Stored dataset items
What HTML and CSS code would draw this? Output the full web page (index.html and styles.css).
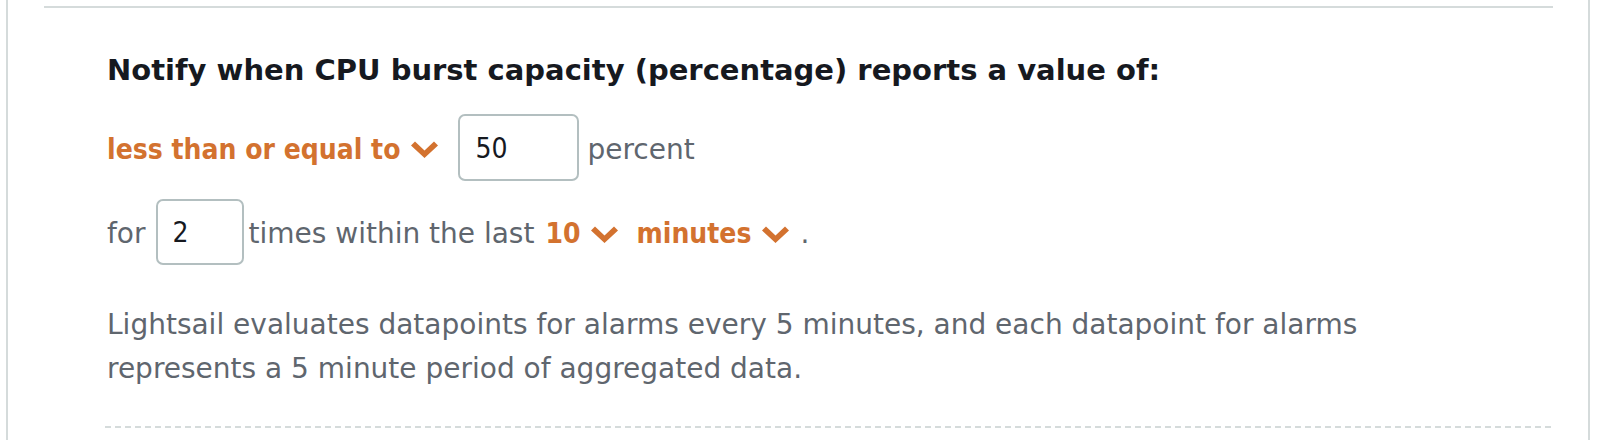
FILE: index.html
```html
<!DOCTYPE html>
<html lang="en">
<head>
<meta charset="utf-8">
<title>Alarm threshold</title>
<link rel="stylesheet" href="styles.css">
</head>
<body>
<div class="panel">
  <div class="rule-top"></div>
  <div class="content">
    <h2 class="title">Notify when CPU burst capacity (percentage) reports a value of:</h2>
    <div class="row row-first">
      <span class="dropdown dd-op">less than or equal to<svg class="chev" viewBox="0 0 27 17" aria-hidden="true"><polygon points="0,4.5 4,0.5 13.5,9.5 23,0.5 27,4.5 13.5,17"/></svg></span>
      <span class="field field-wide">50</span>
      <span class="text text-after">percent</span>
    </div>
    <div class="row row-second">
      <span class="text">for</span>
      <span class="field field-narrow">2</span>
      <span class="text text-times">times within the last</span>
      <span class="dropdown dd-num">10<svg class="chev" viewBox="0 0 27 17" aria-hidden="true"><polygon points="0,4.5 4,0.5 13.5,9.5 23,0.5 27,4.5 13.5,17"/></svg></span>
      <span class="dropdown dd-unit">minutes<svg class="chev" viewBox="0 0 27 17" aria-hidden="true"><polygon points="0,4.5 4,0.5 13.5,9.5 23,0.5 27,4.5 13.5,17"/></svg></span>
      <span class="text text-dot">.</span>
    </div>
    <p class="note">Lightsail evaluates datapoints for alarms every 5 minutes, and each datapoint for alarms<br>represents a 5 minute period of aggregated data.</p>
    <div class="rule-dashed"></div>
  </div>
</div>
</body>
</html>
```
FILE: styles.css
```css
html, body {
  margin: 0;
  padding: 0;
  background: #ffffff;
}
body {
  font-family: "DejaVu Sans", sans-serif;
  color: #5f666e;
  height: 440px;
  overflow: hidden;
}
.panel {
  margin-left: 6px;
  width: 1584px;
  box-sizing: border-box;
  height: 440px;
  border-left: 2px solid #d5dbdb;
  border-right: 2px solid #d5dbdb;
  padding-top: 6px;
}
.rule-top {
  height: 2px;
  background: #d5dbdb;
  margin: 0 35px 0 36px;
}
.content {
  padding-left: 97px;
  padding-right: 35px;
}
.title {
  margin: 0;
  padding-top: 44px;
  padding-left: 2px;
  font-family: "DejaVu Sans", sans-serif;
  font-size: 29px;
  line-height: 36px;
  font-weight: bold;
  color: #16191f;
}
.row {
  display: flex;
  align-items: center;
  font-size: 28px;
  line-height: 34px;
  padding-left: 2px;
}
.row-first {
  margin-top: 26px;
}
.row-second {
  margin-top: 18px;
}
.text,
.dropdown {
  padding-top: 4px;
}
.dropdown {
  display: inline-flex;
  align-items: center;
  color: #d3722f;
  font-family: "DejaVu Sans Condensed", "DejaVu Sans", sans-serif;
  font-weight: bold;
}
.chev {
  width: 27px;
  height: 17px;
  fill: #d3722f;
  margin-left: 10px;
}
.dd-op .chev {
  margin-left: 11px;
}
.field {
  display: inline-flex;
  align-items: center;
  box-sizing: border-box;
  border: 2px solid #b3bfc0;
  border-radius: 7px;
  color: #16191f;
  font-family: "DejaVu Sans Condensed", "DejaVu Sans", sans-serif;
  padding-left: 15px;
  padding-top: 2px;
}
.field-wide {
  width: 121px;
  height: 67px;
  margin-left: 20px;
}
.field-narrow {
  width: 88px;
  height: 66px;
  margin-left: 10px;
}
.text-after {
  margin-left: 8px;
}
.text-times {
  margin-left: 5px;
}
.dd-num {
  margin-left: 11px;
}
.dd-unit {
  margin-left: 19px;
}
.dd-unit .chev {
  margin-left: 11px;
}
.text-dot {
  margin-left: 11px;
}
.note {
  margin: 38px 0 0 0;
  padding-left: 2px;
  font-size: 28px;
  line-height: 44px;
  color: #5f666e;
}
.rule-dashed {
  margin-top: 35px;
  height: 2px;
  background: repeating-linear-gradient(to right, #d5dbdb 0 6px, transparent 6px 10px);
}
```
--
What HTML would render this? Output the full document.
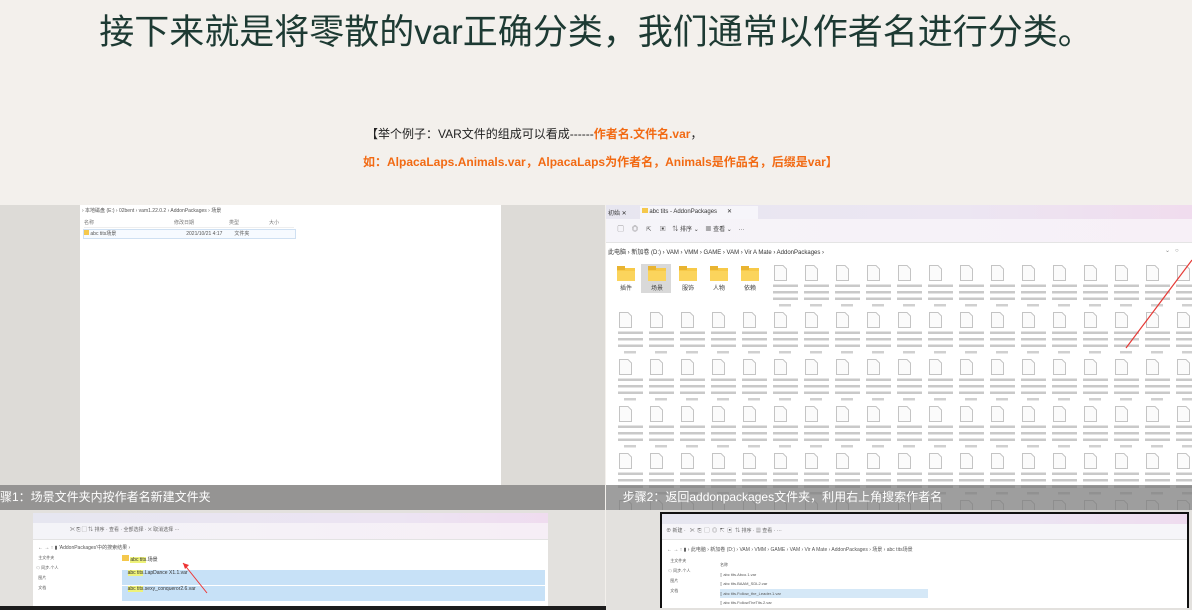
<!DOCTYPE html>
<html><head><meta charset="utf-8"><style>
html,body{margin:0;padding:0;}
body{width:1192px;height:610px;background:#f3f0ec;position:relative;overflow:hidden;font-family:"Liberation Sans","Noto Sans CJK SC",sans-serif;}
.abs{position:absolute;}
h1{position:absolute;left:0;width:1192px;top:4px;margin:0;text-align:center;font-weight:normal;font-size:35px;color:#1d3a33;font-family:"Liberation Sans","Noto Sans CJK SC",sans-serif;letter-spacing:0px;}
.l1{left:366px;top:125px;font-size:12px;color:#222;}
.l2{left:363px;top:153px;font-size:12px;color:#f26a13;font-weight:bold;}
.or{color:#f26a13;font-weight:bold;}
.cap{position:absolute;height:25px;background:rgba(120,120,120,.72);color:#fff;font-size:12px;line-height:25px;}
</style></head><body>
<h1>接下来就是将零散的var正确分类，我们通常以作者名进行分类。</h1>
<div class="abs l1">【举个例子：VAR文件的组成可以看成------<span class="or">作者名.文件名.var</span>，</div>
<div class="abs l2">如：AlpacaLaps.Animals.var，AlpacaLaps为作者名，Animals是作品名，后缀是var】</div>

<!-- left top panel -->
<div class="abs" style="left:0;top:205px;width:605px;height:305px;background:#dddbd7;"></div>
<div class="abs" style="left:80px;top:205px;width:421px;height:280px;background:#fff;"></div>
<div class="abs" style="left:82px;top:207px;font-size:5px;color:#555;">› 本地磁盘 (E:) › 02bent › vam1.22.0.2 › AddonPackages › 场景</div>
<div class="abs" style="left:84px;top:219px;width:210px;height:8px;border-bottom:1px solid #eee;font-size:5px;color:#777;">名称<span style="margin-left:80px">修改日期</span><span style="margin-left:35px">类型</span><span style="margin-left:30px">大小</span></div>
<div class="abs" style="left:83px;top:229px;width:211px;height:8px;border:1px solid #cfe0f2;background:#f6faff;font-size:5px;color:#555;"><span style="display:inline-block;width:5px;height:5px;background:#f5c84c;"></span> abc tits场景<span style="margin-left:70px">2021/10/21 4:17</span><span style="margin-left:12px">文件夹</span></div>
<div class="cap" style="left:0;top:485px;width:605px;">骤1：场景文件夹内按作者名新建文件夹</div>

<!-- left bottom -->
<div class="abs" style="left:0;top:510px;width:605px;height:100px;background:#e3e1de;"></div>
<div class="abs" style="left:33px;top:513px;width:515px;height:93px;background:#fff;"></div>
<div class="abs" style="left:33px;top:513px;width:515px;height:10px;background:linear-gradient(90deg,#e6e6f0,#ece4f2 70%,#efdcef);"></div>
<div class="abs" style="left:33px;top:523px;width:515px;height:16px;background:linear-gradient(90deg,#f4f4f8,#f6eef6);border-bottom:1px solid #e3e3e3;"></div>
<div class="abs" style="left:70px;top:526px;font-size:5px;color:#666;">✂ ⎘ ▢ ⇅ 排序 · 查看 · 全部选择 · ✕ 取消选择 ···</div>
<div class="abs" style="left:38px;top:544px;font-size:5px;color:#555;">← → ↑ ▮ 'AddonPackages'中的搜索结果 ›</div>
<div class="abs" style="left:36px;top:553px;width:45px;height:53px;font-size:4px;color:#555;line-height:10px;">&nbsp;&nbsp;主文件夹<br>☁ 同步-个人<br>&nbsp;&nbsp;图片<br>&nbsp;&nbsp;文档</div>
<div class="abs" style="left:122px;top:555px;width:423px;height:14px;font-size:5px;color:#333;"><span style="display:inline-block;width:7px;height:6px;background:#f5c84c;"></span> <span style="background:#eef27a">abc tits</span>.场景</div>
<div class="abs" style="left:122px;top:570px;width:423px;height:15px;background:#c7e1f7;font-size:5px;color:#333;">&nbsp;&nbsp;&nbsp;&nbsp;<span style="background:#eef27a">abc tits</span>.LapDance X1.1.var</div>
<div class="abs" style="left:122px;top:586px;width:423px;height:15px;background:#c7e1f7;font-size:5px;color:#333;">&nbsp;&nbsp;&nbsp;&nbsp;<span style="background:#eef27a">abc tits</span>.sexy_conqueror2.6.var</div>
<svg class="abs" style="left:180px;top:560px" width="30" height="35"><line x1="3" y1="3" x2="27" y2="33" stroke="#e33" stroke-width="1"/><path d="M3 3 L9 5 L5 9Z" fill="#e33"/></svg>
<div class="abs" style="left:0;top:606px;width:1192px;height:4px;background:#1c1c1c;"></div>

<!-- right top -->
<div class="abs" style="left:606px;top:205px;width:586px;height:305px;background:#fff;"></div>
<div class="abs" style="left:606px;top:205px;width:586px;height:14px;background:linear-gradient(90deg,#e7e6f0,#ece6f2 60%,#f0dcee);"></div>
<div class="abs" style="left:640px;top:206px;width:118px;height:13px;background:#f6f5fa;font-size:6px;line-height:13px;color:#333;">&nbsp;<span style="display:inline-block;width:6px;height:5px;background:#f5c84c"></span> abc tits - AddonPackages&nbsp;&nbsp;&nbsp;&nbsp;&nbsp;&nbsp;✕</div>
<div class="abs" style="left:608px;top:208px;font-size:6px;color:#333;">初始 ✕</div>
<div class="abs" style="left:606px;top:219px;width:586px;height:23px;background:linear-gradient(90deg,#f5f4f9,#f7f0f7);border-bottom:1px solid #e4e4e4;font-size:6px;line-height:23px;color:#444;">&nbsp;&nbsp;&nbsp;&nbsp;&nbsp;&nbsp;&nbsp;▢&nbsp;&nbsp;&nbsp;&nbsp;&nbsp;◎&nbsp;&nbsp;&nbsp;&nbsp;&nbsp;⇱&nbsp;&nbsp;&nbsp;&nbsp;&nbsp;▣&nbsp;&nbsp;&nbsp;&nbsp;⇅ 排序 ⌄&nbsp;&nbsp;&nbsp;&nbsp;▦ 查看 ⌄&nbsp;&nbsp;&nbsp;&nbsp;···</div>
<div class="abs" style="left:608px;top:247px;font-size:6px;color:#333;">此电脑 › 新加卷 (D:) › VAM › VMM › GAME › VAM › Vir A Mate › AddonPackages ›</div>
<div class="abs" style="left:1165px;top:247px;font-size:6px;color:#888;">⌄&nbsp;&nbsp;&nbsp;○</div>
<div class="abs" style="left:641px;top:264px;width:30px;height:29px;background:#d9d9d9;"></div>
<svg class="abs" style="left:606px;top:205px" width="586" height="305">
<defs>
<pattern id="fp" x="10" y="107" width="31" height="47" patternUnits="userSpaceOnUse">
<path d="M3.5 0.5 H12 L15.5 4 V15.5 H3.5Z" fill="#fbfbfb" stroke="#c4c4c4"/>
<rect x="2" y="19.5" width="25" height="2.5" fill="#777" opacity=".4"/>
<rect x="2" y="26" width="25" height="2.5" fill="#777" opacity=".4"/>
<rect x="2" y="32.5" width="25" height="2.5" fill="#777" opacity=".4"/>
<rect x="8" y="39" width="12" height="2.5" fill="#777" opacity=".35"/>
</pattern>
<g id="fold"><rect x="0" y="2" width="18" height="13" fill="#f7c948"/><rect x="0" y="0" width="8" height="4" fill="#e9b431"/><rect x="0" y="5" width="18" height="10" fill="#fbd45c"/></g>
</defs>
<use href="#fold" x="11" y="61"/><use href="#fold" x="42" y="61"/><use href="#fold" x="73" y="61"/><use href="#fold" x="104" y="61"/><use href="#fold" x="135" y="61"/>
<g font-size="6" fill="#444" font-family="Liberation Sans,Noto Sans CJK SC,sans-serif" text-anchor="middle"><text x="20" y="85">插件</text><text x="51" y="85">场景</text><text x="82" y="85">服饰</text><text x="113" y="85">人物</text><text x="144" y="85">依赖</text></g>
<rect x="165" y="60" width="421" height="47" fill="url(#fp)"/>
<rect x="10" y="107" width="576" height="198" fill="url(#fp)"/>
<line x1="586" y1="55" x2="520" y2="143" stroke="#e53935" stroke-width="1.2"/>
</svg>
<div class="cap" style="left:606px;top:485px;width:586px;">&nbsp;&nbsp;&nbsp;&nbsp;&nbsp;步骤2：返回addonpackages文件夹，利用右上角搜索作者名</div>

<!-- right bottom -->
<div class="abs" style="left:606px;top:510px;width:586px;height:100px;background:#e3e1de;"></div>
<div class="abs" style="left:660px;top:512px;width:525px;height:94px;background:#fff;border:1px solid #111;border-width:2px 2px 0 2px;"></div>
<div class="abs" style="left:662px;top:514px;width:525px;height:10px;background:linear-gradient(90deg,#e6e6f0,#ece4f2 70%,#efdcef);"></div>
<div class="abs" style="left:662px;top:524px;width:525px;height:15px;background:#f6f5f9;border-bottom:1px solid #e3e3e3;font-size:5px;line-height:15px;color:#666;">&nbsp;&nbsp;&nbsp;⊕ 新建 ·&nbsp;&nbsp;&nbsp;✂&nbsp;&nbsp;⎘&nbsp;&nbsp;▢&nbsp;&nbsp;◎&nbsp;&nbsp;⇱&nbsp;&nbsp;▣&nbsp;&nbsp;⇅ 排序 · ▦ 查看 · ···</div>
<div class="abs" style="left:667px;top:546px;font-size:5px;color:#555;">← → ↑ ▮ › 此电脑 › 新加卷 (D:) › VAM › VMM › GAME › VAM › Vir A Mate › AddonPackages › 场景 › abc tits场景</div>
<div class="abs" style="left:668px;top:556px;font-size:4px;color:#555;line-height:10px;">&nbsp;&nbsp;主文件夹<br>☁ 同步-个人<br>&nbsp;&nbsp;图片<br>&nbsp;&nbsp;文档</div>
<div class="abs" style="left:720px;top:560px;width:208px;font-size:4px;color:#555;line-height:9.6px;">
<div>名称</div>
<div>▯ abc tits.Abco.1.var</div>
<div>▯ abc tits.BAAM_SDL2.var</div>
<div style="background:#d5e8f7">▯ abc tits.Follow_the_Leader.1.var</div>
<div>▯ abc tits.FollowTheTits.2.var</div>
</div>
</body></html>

- **EXERCISE**: Find the lines with the string "index" and reproduce them.

- **COMPLETE ANSWER**:
What HTML and CSS code would draw this? Output the full web page (index.html and styles.css).
FILE: index.html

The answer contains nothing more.